Plan for video intercom from day one
For residential, video is no longer optional. Residents expect to see who is at the door before they buzz them in, and delivery drivers expect to be able to leave packages in a secure way. A system that combines intercom with access control gives you a single interface for both, which cuts down on hardware, wiring, and the number of separate apps your residents have to deal with. Look specifically at how the intercom handles calls to resident mobile devices. The cheaper systems will route a call through an app that may or may not ring reliably. Better systems have proper VoIP backends with call fallback to a secondary number or device. This difference shows up every time a delivery person stands at the door and presses the button.
Scope the network properly
A surprising number of access control problems trace back to bad network design. If your cameras, your intercom, and your access readers are all fighting for bandwidth on the same undersized router, you will get dropped calls and delayed entry events that residents will complain about. When you scope an installation, make sure your installer is planning the network properly. A small investment in a managed switch and a dedicated VLAN pays for itself the first time you avoid a weekend service call.
Ask hard questions about the admin interface
You or your property manager is going to live in this interface for years. Ask for a demo, not a slide deck. Pull up a test account and walk through the tasks you will actually perform. Adding a resident. Revoking a lost fob. Pulling an access log for a specific door and date range. Changing the after-hours schedule. If any of these tasks feel clunky in the demo, they will be worse when you are doing them under pressure. The best systems treat these workflows as first-class features, not afterthoughts.
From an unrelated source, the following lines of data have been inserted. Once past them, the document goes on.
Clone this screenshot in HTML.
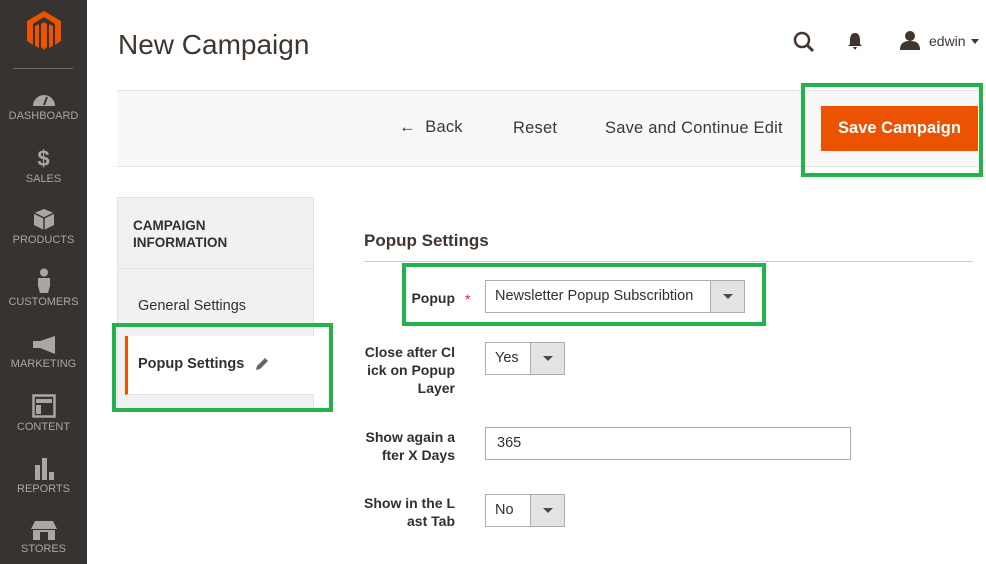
<!DOCTYPE html>
<html><head><style>
*{margin:0;padding:0;box-sizing:border-box}
body{width:986px;height:564px;background:#fff;font-family:"Liberation Sans",sans-serif;color:#303030;position:relative;overflow:hidden}
.a{position:absolute}
.side{left:0;top:0;width:87px;height:564px;background:#373330}
.ni{position:absolute;left:0;width:87px;text-align:center;color:#aaa6a0;font-size:11px}
.ni svg{display:block;margin:0 auto 3px}
.gb{position:absolute;border:4px solid #23b24b}
.lbl{position:absolute;right:531px;text-align:right;font-size:14px;font-weight:bold;color:#303030;line-height:18px}
.sel{position:absolute;border:1px solid #adadad;background:#fff;height:33px;font-size:14.5px;line-height:31px;padding-left:9px}
.sel .dd{position:absolute;right:0;top:0;width:34px;height:31px;background:#e3e3e3;border-left:1px solid #adadad}
.sel .dd:after{content:"";position:absolute;left:12px;top:13px;border:5px solid transparent;border-top:5px solid #514943;border-bottom:0}
.tb{position:absolute;font-size:16.5px;color:#41362f;font-weight:bold;-webkit-text-stroke:0;letter-spacing:0.2px}
</style></head><body>
<div class="a side">
<svg class="a" style="left:26px;top:11px" width="36" height="40" viewBox="0 0 36 40"><path d="M18 0L35 10V30L29 34V13L18 6L7 13V34L1 30V10Z" fill="#eb5202"/><path d="M15 13L18 11L21 13V36L18 39L15 36Z" fill="#eb5202"/><path d="M9 15L13 13V37L9 35Z M27 15L23 13V37L27 35Z" fill="#eb5202"/></svg>
<div class="a" style="left:13px;top:68px;width:60px;height:1px;background:#736963"></div>
<div class="ni" style="top:90px"><svg width="24" height="17"><path d="M1 16A11 11 0 0 1 23 16Z" fill="#aaa6a0"/><path d="M12 15L15 7" stroke="#373330" stroke-width="2"/></svg>DASHBOARD</div>
<div class="ni" style="top:147px"><div style="font-size:22px;font-weight:bold;line-height:24px;margin-bottom:2px">$</div>SALES</div>
<div class="ni" style="top:208px"><svg width="22" height="23"><path d="M11 1L21 5V17L11 22L1 17V5Z" fill="#aaa6a0"/><path d="M1 5L11 10L21 5M11 10V22" stroke="#373330" stroke-width="1.5" fill="none"/></svg>PRODUCTS</div>
<div class="ni" style="top:268px"><svg width="14" height="25"><circle cx="7" cy="4.5" r="4" fill="#aaa6a0"/><path d="M1 10H13V18L11 25H3L1 18Z" fill="#aaa6a0"/></svg>CUSTOMERS</div>
<div class="ni" style="top:335px"><svg width="26" height="20"><path d="M2 6H9L24 1V19L9 13H2Z" fill="#aaa6a0"/></svg>MARKETING</div>
<div class="ni" style="top:394px"><svg width="24" height="24"><rect x="1.5" y="1.5" width="21" height="21" fill="none" stroke="#aaa6a0" stroke-width="2.5"/><rect x="4" y="5" width="16" height="4" fill="#aaa6a0"/><rect x="4" y="11" width="5" height="9" fill="#aaa6a0"/></svg>CONTENT</div>
<div class="ni" style="top:456px"><svg width="22" height="24"><rect x="2" y="9" width="5" height="15" fill="#aaa6a0"/><rect x="9" y="2" width="5" height="22" fill="#aaa6a0"/><rect x="16" y="16" width="5" height="8" fill="#aaa6a0"/></svg>REPORTS</div>
<div class="ni" style="top:520px"><svg width="26" height="20"><path d="M4 1H22L26 9H0Z" fill="#aaa6a0"/><rect x="2" y="10" width="22" height="10" fill="#aaa6a0"/><rect x="9" y="12" width="8" height="8" fill="#373330"/></svg>STORES</div>
</div>
<div class="a" style="left:118px;top:29px;font-size:28px;color:#41362f">New Campaign</div>
<svg class="a" style="left:793px;top:31px" width="22" height="22"><circle cx="9" cy="9" r="7" fill="none" stroke="#41362f" stroke-width="2.5"/><path d="M14 14L20 20" stroke="#41362f" stroke-width="3"/></svg>
<svg class="a" style="left:847px;top:32px" width="16" height="18"><path d="M8 1C4 1 3 5 3 8V12L1 14H15L13 12V8C13 5 12 1 8 1Z M6 15H10L8 18Z" fill="#41362f"/></svg>
<svg class="a" style="left:900px;top:30px" width="20" height="20"><circle cx="10" cy="6" r="5" fill="#41362f"/><path d="M0 20C0 13 4 11 10 11C16 11 20 13 20 20Z" fill="#41362f"/></svg>
<div class="a" style="left:929px;top:33px;font-size:14px;color:#41362f">edwin</div>
<div class="a" style="left:971px;top:39px;border:4px solid transparent;border-top:5px solid #41362f"></div>
<div class="a" style="left:117px;top:90px;width:866px;height:77px;background:#f8f8f8;border-top:1px solid #e3e3e3;border-bottom:1px solid #e3e3e3"></div>
<div class="tb" style="left:399px;top:118px;font-weight:normal">&#8592;&nbsp;&nbsp;Back</div>
<div class="tb" style="left:513px;top:119px;font-weight:normal">Reset</div>
<div class="tb" style="left:605px;top:119px;font-weight:normal">Save and Continue Edit</div>
<div class="a" style="left:821px;top:106px;width:157px;height:45px;background:#eb5202;color:#fff;font-size:16.5px;font-weight:bold;text-align:center;line-height:45px">Save Campaign</div>
<div class="gb" style="left:801px;top:83px;width:182px;height:94px"></div>
<div class="a" style="left:117px;top:197px;width:197px;height:212px;background:#f1f1f1;border:1px solid #e3e3e3"></div>
<div class="a" style="left:133px;top:217px;font-size:13.5px;font-weight:bold;line-height:17px;color:#303030">CAMPAIGN<br>INFORMATION</div>
<div class="a" style="left:118px;top:268px;width:195px;height:1px;background:#e3e3e3"></div>
<div class="a" style="left:138px;top:298px;font-size:14.5px;color:#303030">General Settings</div>
<div class="a" style="left:125px;top:336px;width:189px;height:59px;background:#fff;border-left:3px solid #eb5202;border-bottom:1px solid #e3e3e3"></div>
<div class="a" style="left:138px;top:356px;font-size:14.5px;font-weight:bold">Popup Settings</div>
<svg class="a" style="left:255px;top:357px" width="14" height="14"><path d="M1 13L2 9L10 1L13 4L5 12Z" fill="#666"/></svg>
<div class="gb" style="left:112px;top:323px;width:221px;height:89px"></div>
<div class="a" style="left:364px;top:231px;font-size:17px;font-weight:bold;color:#41362f">Popup Settings</div>
<div class="a" style="left:364px;top:261px;width:609px;height:1px;background:#ccc"></div>
<div class="lbl" style="top:289px">Popup</div>
<div class="a" style="left:465px;top:291px;color:#e22626;font-size:14px">*</div>
<div class="sel" style="left:485px;top:280px;width:260px">Newsletter Popup Subscribtion<div class="dd"></div></div>
<div class="gb" style="left:402px;top:263px;width:364px;height:63px"></div>
<div class="lbl" style="top:343px">Close after Cl<br>ick on Popup<br>Layer</div>
<div class="sel" style="left:485px;top:342px;width:80px">Yes<div class="dd"></div></div>
<div class="lbl" style="top:428px">Show again a<br>fter X Days</div>
<div class="sel" style="left:485px;top:427px;width:366px;padding-left:11px">365</div>
<div class="lbl" style="top:494px">Show in the L<br>ast Tab</div>
<div class="sel" style="left:485px;top:494px;width:80px">No<div class="dd"></div></div>
</body></html>
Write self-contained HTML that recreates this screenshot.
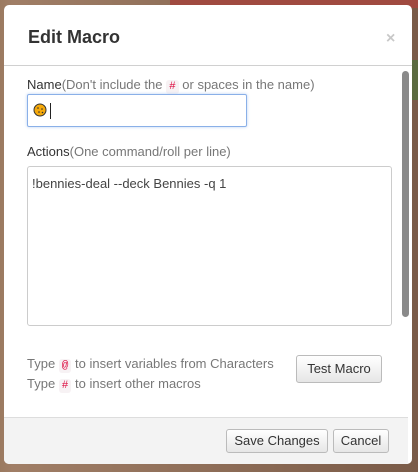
<!DOCTYPE html>
<html><head><style>
body{margin:0;width:418px;height:472px;overflow:hidden;background:#8a6a55;font-family:"Liberation Sans",sans-serif;position:relative}
.bg1{position:absolute;left:0;top:0;width:418px;height:472px;background:linear-gradient(90deg,#9b7a60 0,#a07e66 3%,#7a5b48 100%)}
.red{position:absolute;left:170px;top:0;width:248px;height:8px;background:#a04a40}
.g{position:absolute;left:410px;top:60px;width:8px;height:40px;background:#5a6a40}
.dlg{position:absolute;left:4px;top:5px;width:408px;height:459px;background:#fff;border-radius:5px;overflow:hidden}
.hd{position:absolute;left:0;top:0;width:408px;height:60px;border-bottom:1px solid #d0d0d0}
.hd h1{position:absolute;left:24px;top:22px;margin:0;font-size:18px;font-weight:bold;color:#333}
.x{position:absolute;left:382px;top:25px;font-size:16px;color:#c8c8c8;font-weight:bold}
.lbl{position:absolute;left:23px;font-size:13px;color:#333}
.lbl span{color:#777}
code{background:#f7f2f4;color:#d14;font-family:"Liberation Mono",monospace;font-size:11px;padding:1px 3px;border-radius:3px}
.in{position:absolute;left:23px;top:89px;width:220px;height:33px;border:1px solid #8ab0e8;box-shadow:0 0 3px #bcd3f3;box-sizing:border-box;border-radius:2px}
.ta{position:absolute;left:23px;top:161px;width:365px;height:160px;border:1px solid #ccc;border-radius:3px;box-sizing:border-box;font-size:13px;color:#444;padding:9px 4px}
.sb{position:absolute;left:398px;top:66px;width:7px;height:246px;background:#8a8a8a;border-radius:4px}
.tip{position:absolute;left:23px;top:350px;font-size:13px;color:#777;line-height:18px}
.btn{position:absolute;border:1px solid #bbb;border-radius:3px;background:linear-gradient(#fff,#e6e6e6);font-size:13px;color:#333;text-align:center;box-sizing:border-box}
.ft{position:absolute;left:0;top:412px;width:404px;height:47px;background:#f3f3f3;border-top:1px solid #ddd}
</style></head><body>
<div class="bg1"></div><div class="red"></div><div class="g"></div>
<div class="dlg">
<div class="hd"><h1>Edit Macro</h1><div class="x">×</div></div>
<div class="lbl" style="top:72px">Name<span>(Don't include the <code>#</code> or spaces in the name)</span></div>
<div class="in"><svg width="16" height="16" style="position:absolute;left:5px;top:8px" viewBox="0 0 16 16"><circle cx="7" cy="7" r="6" fill="#f5a90a" stroke="#333" stroke-width="1"/><circle cx="5" cy="5" r=".8" fill="#333"/><circle cx="9" cy="6" r=".8" fill="#333"/><circle cx="6" cy="9" r=".8" fill="#333"/><circle cx="9.5" cy="9.5" r=".8" fill="#333"/></svg><div style="position:absolute;left:22px;top:8px;width:1px;height:16px;background:#222"></div></div>
<div class="lbl" style="top:139px">Actions<span>(One command/roll per line)</span></div>
<div class="ta">!bennies-deal --deck Bennies -q 1</div>
<div class="sb"></div>
<div class="tip">Type <code>@</code> to insert variables from Characters<br>Type <code>#</code> to insert other macros</div>
<div class="btn" style="left:292px;top:350px;width:86px;height:28px;line-height:26px">Test Macro</div>
<div class="ft"></div>
<div class="btn" style="left:222px;top:424px;width:102px;height:24px;line-height:22px">Save Changes</div>
<div class="btn" style="left:329px;top:424px;width:56px;height:24px;line-height:22px">Cancel</div>
</div>
</body></html>
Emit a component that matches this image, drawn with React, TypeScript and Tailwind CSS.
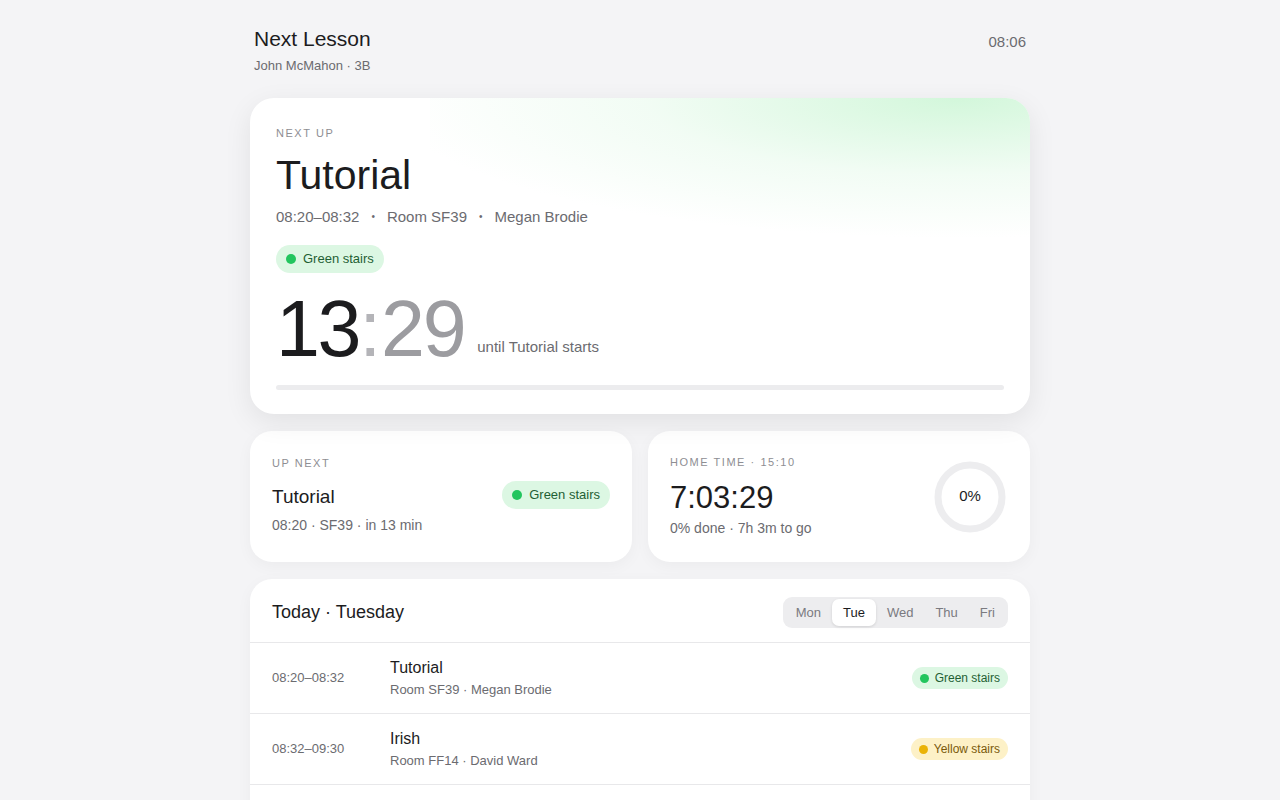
import React from "react";

const font = { fontFamily: '"Liberation Sans", Arial, sans-serif' };

type Stairs = "green" | "yellow";

const Pill = ({ kind, size = "md" }: { kind: Stairs; size?: "md" | "sm" }) => {
  const green = kind === "green";
  const base = size === "md" ? "h-[28px] px-[10px] gap-[7px] text-[13px]" : "h-[22px] px-[8px] gap-[6px] text-[12px]";
  return (
    <span
      className={`inline-flex items-center rounded-full ${base} ${
        green ? "bg-[#dcf7e3] text-[#1f5f34]" : "bg-[#fdf1c7] text-[#7a5a0c]"
      }`}
    >
      <span
        className={`rounded-full ${size === "md" ? "h-[10px] w-[10px]" : "h-[9px] w-[9px]"} ${
          green ? "bg-[#22c55e]" : "bg-[#eab308]"
        }`}
      />
      {green ? "Green stairs" : "Yellow stairs"}
    </span>
  );
};

// only the rows that fit in the first screen
const lessons = [
  { time: "08:20–08:32", title: "Tutorial", sub: "Room SF39 · Megan Brodie", stairs: "green" as Stairs },
  { time: "08:32–09:30", title: "Irish", sub: "Room FF14 · David Ward", stairs: "yellow" as Stairs },
];

const days = ["Mon", "Tue", "Wed", "Thu", "Fri"];

export default function App() {
  return (
    <div className="min-h-screen bg-[#f4f4f6] text-[#1c1c1e]" style={font}>
      <div className="mx-auto w-[780px] pt-[26px] pb-10">
        {/* header */}
        <div className="flex items-start justify-between px-[4px]">
          <div>
            <h1 className="text-[21px] leading-[26px] text-[#1c1c1e]">Next Lesson</h1>
            <p className="mt-[6px] text-[13px] leading-[16px] text-[#6b6b70]">John McMahon · 3B</p>
          </div>
          <div className="mt-[5px] text-[15px] text-[#6b6b70]">08:06</div>
        </div>

        {/* hero */}
        <div className="relative mt-[24px] overflow-hidden rounded-[24px] bg-white shadow-[0_8px_28px_rgba(0,0,0,0.08)]">
          <div className="pointer-events-none absolute right-0 top-0 h-[140px] w-[600px] bg-[radial-gradient(ellipse_95%_100%_at_88%_0%,rgba(200,245,210,0.8),rgba(222,248,228,0.4)_55%,rgba(255,255,255,0)_100%)]" />
          <div className="relative px-[26px] pt-[28px] pb-[24px]">
            <div className="text-[11px] leading-[14px] tracking-[0.14em] text-[#8e8e93]">NEXT UP</div>
            <div className="mt-[12px] text-[41px] leading-[46px] text-[#1c1c1e]">Tutorial</div>
            <div className="mt-[10px] flex items-center text-[15px] leading-[18px] text-[#6b6b70]">
              <span>08:20–08:32</span>
              <span className="mx-[12px] text-[10px]">•</span>
              <span>Room SF39</span>
              <span className="mx-[12px] text-[10px]">•</span>
              <span>Megan Brodie</span>
            </div>
            <div className="mt-[19px]">
              <Pill kind="green" />
            </div>
            <div className="mt-[16px] flex items-baseline">
              <span className="text-[79px] leading-[80px] tracking-[-0.03em] text-[#1c1c1e]">13</span>
              <span className="text-[79px] leading-[80px] text-[#b4b4b8]">:</span>
              <span className="text-[79px] leading-[80px] tracking-[-0.03em] text-[#9c9ca0]">29</span>
              <span className="ml-[13px] -translate-y-[4px] text-[15px] text-[#6b6b70]">until Tutorial starts</span>
            </div>
            <div className="mt-[16px] h-[5px] rounded-full bg-[#ececee]" />
          </div>
        </div>

        {/* cards row */}
        <div className="mt-[17px] grid grid-cols-2 gap-[16px]">
          <div className="flex h-[131px] items-center justify-between rounded-[22px] bg-white px-[22px] shadow-[0_4px_16px_rgba(0,0,0,0.04)]">
            <div className="-mt-[3px]">
              <div className="text-[11px] leading-[14px] tracking-[0.14em] text-[#8e8e93]">UP NEXT</div>
              <div className="mt-[15px] text-[19px] leading-[24px] text-[#1c1c1e]">Tutorial</div>
              <div className="mt-[8px] text-[14px] leading-[17px] text-[#6b6b70]">08:20 · SF39 · in 13 min</div>
            </div>
            <div className="-mt-[3px]">
              <Pill kind="green" />
            </div>
          </div>
          <div className="flex h-[131px] items-center justify-between rounded-[22px] bg-white pl-[22px] pr-[24px] shadow-[0_4px_16px_rgba(0,0,0,0.04)]">
            <div className="-mt-[2px]">
              <div className="text-[11px] leading-[14px] tracking-[0.14em] text-[#8e8e93]">HOME TIME · 15:10</div>
              <div className="mt-[12px] text-[31px] leading-[34px] text-[#1c1c1e]">7:03:29</div>
              <div className="mt-[5px] text-[14px] leading-[17px] text-[#6b6b70]">0% done · 7h 3m to go</div>
            </div>
            <div className="relative h-[72px] w-[72px]">
              <svg width="72" height="72" viewBox="0 0 72 72" className="absolute inset-0">
                <circle cx="36" cy="36" r="32" fill="none" stroke="#ededef" strokeWidth="7" />
              </svg>
              <div className="absolute inset-0 flex items-center justify-center text-[15px] text-[#1c1c1e]">0%</div>
            </div>
          </div>
        </div>

        {/* schedule */}
        <div className="mt-[17px] overflow-hidden rounded-[22px] bg-white shadow-[0_4px_16px_rgba(0,0,0,0.04)]">
          <div className="flex h-[64px] items-center justify-between border-b border-[#e8e8ea] px-[22px] pt-[4px]">
            <div className="text-[18px] text-[#1c1c1e]">Today · Tuesday</div>
            <div className="flex h-[31px] items-center rounded-[9px] bg-[#ededef] p-[2px]">
              {days.map((d) => (
                <div
                  key={d}
                  className={`flex h-[27px] items-center justify-center rounded-[7px] px-[11px] text-[13px] ${
                    d === "Tue" ? "bg-white text-[#1c1c1e] shadow-[0_1px_3px_rgba(0,0,0,0.12)]" : "text-[#7a7a80]"
                  }`}
                >
                  {d}
                </div>
              ))}
            </div>
          </div>
          {lessons.map((l) => (
            <div key={l.time} className="flex h-[71px] items-center border-b border-[#e8e8ea] px-[22px]">
              <div className="w-[118px] text-[13px] text-[#6b6b70]">{l.time}</div>
              <div className="flex-1">
                <div className="text-[16px] leading-[20px] text-[#1c1c1e]">{l.title}</div>
                <div className="mt-[4px] text-[13px] leading-[16px] text-[#6b6b70]">{l.sub}</div>
              </div>
              <Pill kind={l.stairs} size="sm" />
            </div>
          ))}
          <div className="h-[71px]" />
        </div>
      </div>
    </div>
  );
}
Understand redundancy and offline behavior
What happens if the internet goes down? What happens if the power fails? A properly designed access control system has local fallback for door decisions so that residents can still get in during an outage. A cheap system routes every decision to the cloud and fails closed, which means your residents are stuck in the lobby until the internet comes back. Ask about offline behavior specifically. The answer tells you a lot about how the system was designed.
Plan for expansion
Buildings are not static. You might add a bike room next year. You might renovate the lobby in three years and add a package locker. The system you choose should have a clear path for expansion without requiring a full replacement. IP-based systems have a significant advantage here because adding a reader or a door is usually a matter of running a cable and provisioning the device through software, not tearing into the original install.
Put cost last, not first
Access control is one of those areas where the cheapest option almost always turns into the most expensive option over a five year horizon. The math usually works out to you paying a small premium upfront for better hardware, a better admin interface, and better long-term support, and recovering that premium many times over in avoided service calls and resident complaints. If a quote comes in dramatically lower than the others you are comparing it to, ask exactly what has been cut. The answer is almost never nothing.
Make the decision deliberately. Residents notice access control every single day, whether it works well or it does not. Getting this right is one of the highest leverage investments a property manager can make.